SALEM, Ore. — All restrictions on recreational crabbing have been lifted along the entire Oregon coast effective immediately, according to both the Oregon Department of Agriculture (ODA) and the Oregon Department of Fish and Wildlife (ODFW).
"Crab samples taken from the area of Cape Blanco, north of Port Orford, to the California border indicate that levels of the marine biotoxin domoic acid have dropped below the closure limit," ODFW said in a statement on Thursday.
Regulations require that two consecutive toxin tests return at acceptable levels before officials can open a previously closed region.

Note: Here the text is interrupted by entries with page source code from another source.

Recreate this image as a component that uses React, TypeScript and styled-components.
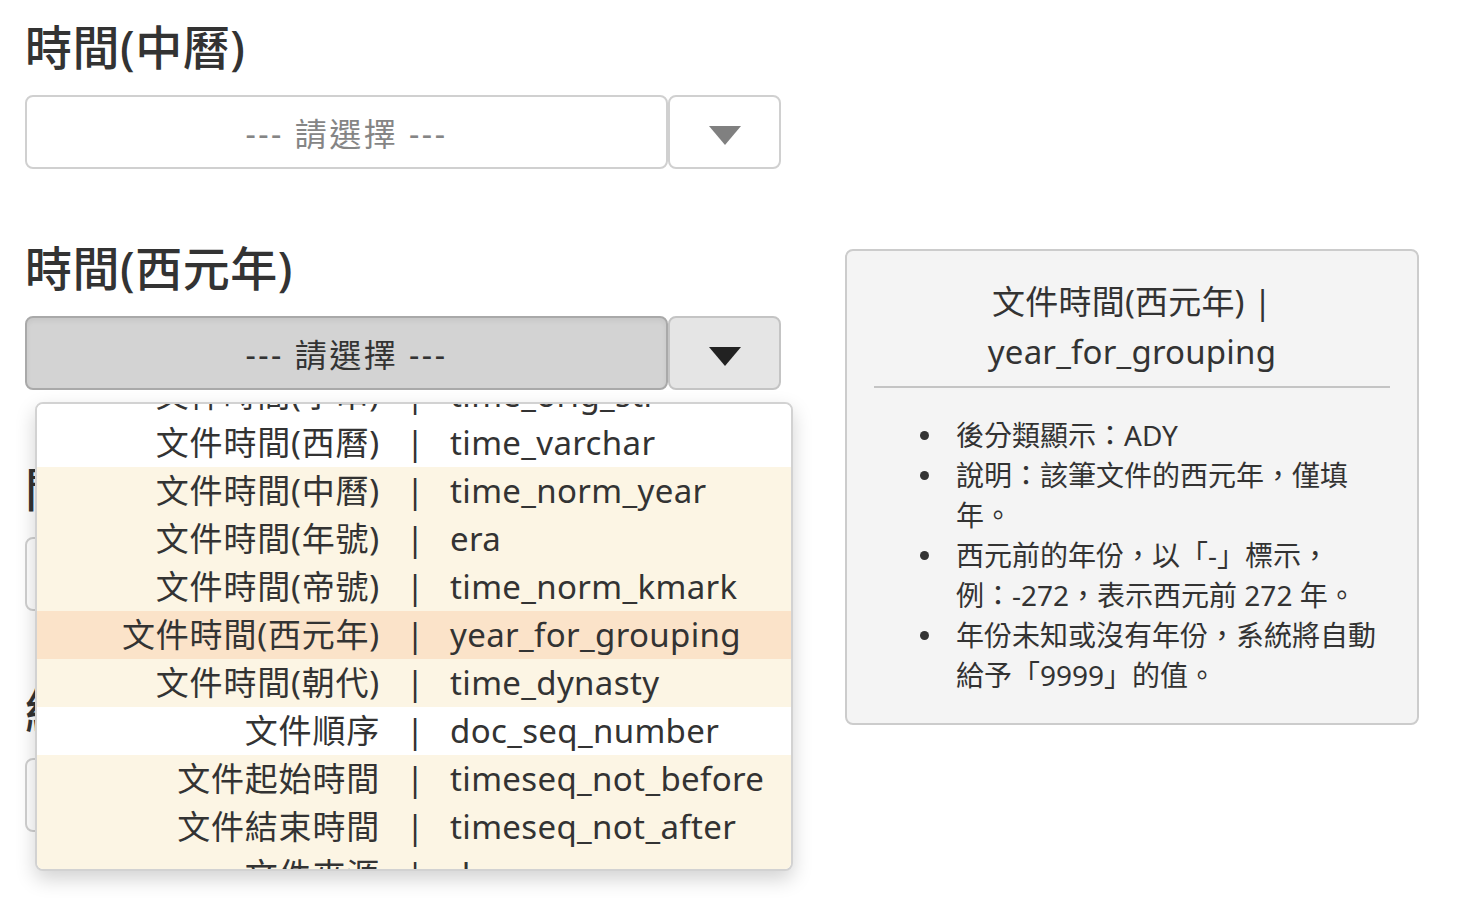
import React, { useLayoutEffect, useRef } from "react";
import styled, { createGlobalStyle } from "styled-components";

const GlobalStyle = createGlobalStyle`
  html, body { margin: 0; padding: 0; background: #ffffff; }
  body {
    font-family: "Noto Sans", "Noto Sans CJK TC", sans-serif;
    color: #333333;
  }
  * { box-sizing: border-box; }
`;

const Page = styled.div`
  display: flex;
  align-items: flex-start;
  gap: 64px;
  padding: 20px 0 0 25px;
  width: 1459px;
  height: 904px;
  overflow: hidden;
`;

const LeftColumn = styled.div`
  flex: none;
  width: 756px;
`;

const Section = styled.section`
  margin-bottom: 72px;
`;

const Heading = styled.h2`
  margin: 0 0 20px;
  font-size: 47px;
  line-height: 55px;
  font-weight: 500;
  color: #333333;
  white-space: nowrap;
  letter-spacing: 0.5px;
`;

const SelectGroup = styled.div`
  position: relative;
  display: flex;
  height: 74px;
`;

const SelectMain = styled.div<{ $active?: boolean }>`
  flex: none;
  width: 643px;
  display: flex;
  align-items: center;
  justify-content: center;
  border: 2px solid ${(p) => (p.$active ? "#a9a9a9" : "#d0d0d0")};
  border-radius: 8px;
  background: ${(p) => (p.$active ? "#d3d3d3" : "#ffffff")};
  box-shadow: ${(p) => (p.$active ? "inset 0 3px 5px rgba(0,0,0,0.06)" : "none")};
  color: ${(p) => (p.$active ? "#333333" : "#858585")};
  font-size: 32px;
  letter-spacing: 2.5px;
  white-space: nowrap;
`;

const SelectButton = styled.div<{ $active?: boolean }>`
  flex: none;
  width: 113px;
  display: flex;
  align-items: center;
  justify-content: center;
  border: 2px solid ${(p) => (p.$active ? "#c4c4c4" : "#d0d0d0")};
  border-radius: 8px;
  background: ${(p) => (p.$active ? "#e5e5e5" : "#ffffff")};
`;

const Caret = styled.span<{ $active?: boolean }>`
  width: 0;
  height: 0;
  margin-top: 6px;
  border-left: 16px solid transparent;
  border-right: 16px solid transparent;
  border-top: 19px solid ${(p) => (p.$active ? "#222222" : "#808080")};
`;

const Dropdown = styled.div`
  position: absolute;
  top: 86px;
  left: 10px;
  z-index: 10;
  width: 758px;
  height: 469px;
  overflow: hidden;
  background: #ffffff;
  border: 2px solid #d2d2d2;
  border-radius: 8px;
  box-shadow: 0 8px 20px rgba(0, 0, 0, 0.18);
`;

type Tone = "plain" | "cream" | "active";

const toneColor: Record<Tone, string> = {
  plain: "#ffffff",
  cream: "#fcf5e4",
  active: "#fbe3c9",
};

const OptionRow = styled.div<{ $tone: Tone }>`
  display: grid;
  grid-template-columns: 343px 70px 1fr;
  align-items: center;
  height: 48px;
  background: ${(p) => toneColor[p.$tone]};
  font-size: 33px;
  line-height: 48px;
  color: #333333;
  white-space: nowrap;
`;

const OptionLabel = styled.span`
  justify-self: end;
  letter-spacing: 0.8px;
`;

const OptionSep = styled.span`
  justify-self: center;
`;

const OptionValue = styled.span`
  justify-self: start;
  letter-spacing: 0.35px;
`;

const InfoPanel = styled.aside`
  flex: none;
  margin-top: 229px;
  width: 574px;
  background: #f4f4f4;
  border: 2px solid #cccccc;
  border-radius: 8px;
  padding: 26px 27px 28px;
`;

const PanelTitle = styled.div`
  text-align: center;
  font-size: 33px;
  line-height: 50px;
  letter-spacing: 0.2px;
  padding-bottom: 9px;
  border-bottom: 2px solid #c4c4c4;
  color: #333333;
`;

const NoteList = styled.ul`
  margin: 27px 0 0;
  padding: 0 0 0 46px;
  font-size: 28px;
  line-height: 40px;
  color: #333333;
  list-style: none;
`;

const NoteItem = styled.li`
  display: flex;
  align-items: flex-start;
  white-space: nowrap;

  &::before {
    content: "";
    flex: none;
    width: 9px;
    height: 9px;
    margin: 16px 27px 0 0;
    border-radius: 50%;
    background: #333333;
  }
`;

const NoteText = styled.span`
  display: block;
`;

const fields: { label: string; value: string; tone: Tone }[] = [
  { label: "文件時間(字串)", value: "time_orig_str", tone: "plain" },
  { label: "文件時間(西曆)", value: "time_varchar", tone: "plain" },
  { label: "文件時間(中曆)", value: "time_norm_year", tone: "cream" },
  { label: "文件時間(年號)", value: "era", tone: "cream" },
  { label: "文件時間(帝號)", value: "time_norm_kmark", tone: "cream" },
  { label: "文件時間(西元年)", value: "year_for_grouping", tone: "active" },
  { label: "文件時間(朝代)", value: "time_dynasty", tone: "cream" },
  { label: "文件順序", value: "doc_seq_number", tone: "plain" },
  { label: "文件起始時間", value: "timeseq_not_before", tone: "cream" },
  { label: "文件結束時間", value: "timeseq_not_after", tone: "cream" },
  { label: "文件來源", value: "doc_source", tone: "cream" },
  { label: "文件類型", value: "doc_type", tone: "plain" },
];

function FieldDropdown() {
  const ref = useRef<HTMLDivElement>(null);
  useLayoutEffect(() => {
    if (ref.current) ref.current.scrollTop = 33;
  }, []);
  return (
    <Dropdown ref={ref}>
      {fields.map((f) => (
        <OptionRow key={f.value} $tone={f.tone}>
          <OptionLabel>{f.label}</OptionLabel>
          <OptionSep>|</OptionSep>
          <OptionValue>{f.value}</OptionValue>
        </OptionRow>
      ))}
    </Dropdown>
  );
}

function SelectField({ active, open }: { active?: boolean; open?: boolean }) {
  return (
    <SelectGroup>
      <SelectMain $active={active}>--- 請選擇 ---</SelectMain>
      <SelectButton $active={active}>
        <Caret $active={active} />
      </SelectButton>
      {open && <FieldDropdown />}
    </SelectGroup>
  );
}

export default function App() {
  return (
    <>
      <GlobalStyle />
      <Page>
        <LeftColumn>
          <Section>
            <Heading>時間(中曆)</Heading>
            <SelectField />
          </Section>
          <Section>
            <Heading>時間(西元年)</Heading>
            <SelectField active open />
          </Section>
          <Section>
            <Heading>開始時間</Heading>
            <SelectField />
          </Section>
          <Section>
            <Heading>結束時間</Heading>
            <SelectField />
          </Section>
        </LeftColumn>
        <InfoPanel>
          <PanelTitle>
            文件時間(西元年) |<br />
            year_for_grouping
          </PanelTitle>
          <NoteList>
            <NoteItem>
              <NoteText>後分類顯示：ADY</NoteText>
            </NoteItem>
            <NoteItem>
              <NoteText>
                說明：該筆文件的西元年，僅填
                <br />
                年。
              </NoteText>
            </NoteItem>
            <NoteItem>
              <NoteText>
                西元前的年份，以「-」標示，
                <br />
                例：-272，表示西元前 272 年。
              </NoteText>
            </NoteItem>
            <NoteItem>
              <NoteText>
                年份未知或沒有年份，系統將自動
                <br />
                給予「9999」的值。
              </NoteText>
            </NoteItem>
          </NoteList>
        </InfoPanel>
      </Page>
    </>
  );
}
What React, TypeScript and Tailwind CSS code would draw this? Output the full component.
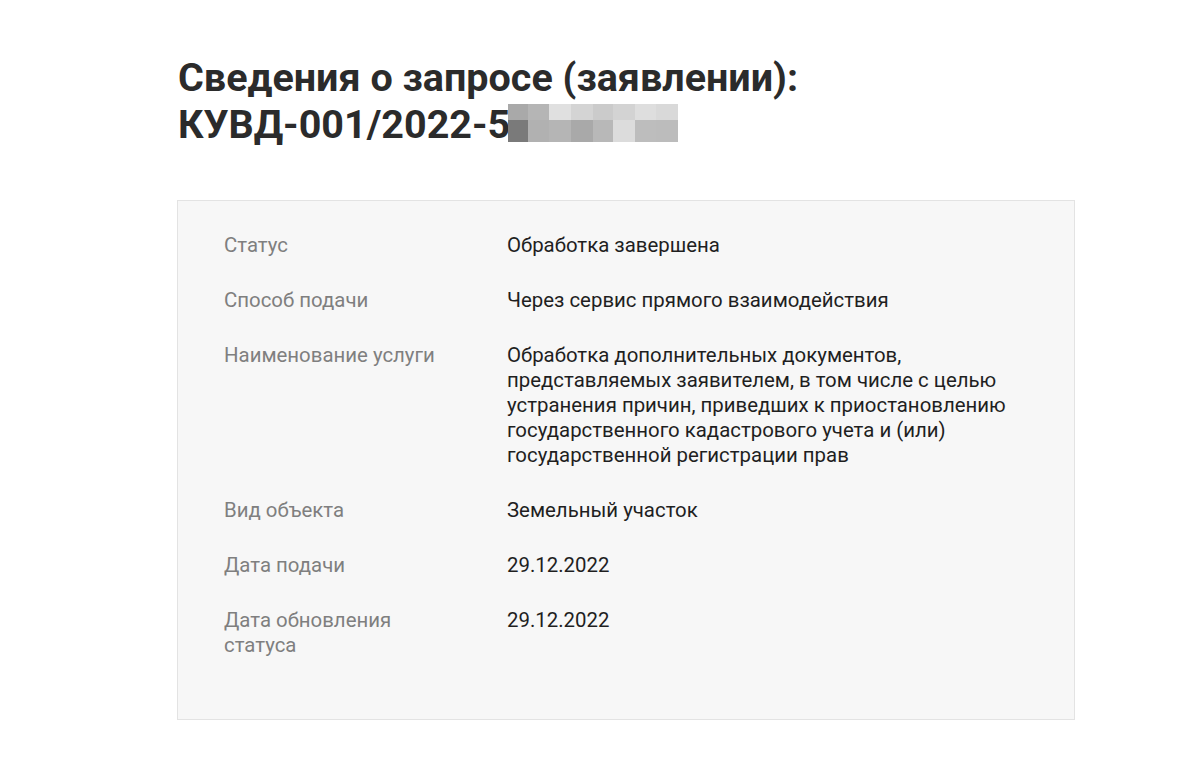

Nonetheless, ODFW said, it's always best to "eviscerate" crabs and remove the guts — sometimes called butter — prior to cooking.
"When whole crab are cooked in liquid, domoic acid may leach into the cooking liquid. It is recommended to discard the cooking liquid, and do not use it in other dishes, such as sauces, broths, soups, roux, etc. The consumption of crab viscera is not recommended," the agency said.
Both ODA and ODFW will be continuing to minor biotoxin levels in crab and shellfish in the meantime, making sure that "concentrations remain below the closure limit."
For up-to-date recreational shellfish and crabbing information, you can call ODA's shellfish safety information hotline at (800) 448-2474 before crabbing or clamming or visit the ODA recreational shellfish biotoxins closures webpage.
For commercial crabbing, ODA and ODFW have lifted the requirement that all crab harvested from Cape Blanco to the California border be eviscerated (gutted). An evisceration requirement will remain in place for all crab harvested from any area outside of Oregon with crab viscera samples for domoic acid of 30 ppm or higher, which includes all crab harvested off California at this time. For commercial crabbing information visit the ODA commercial crab biotoxin information webpage.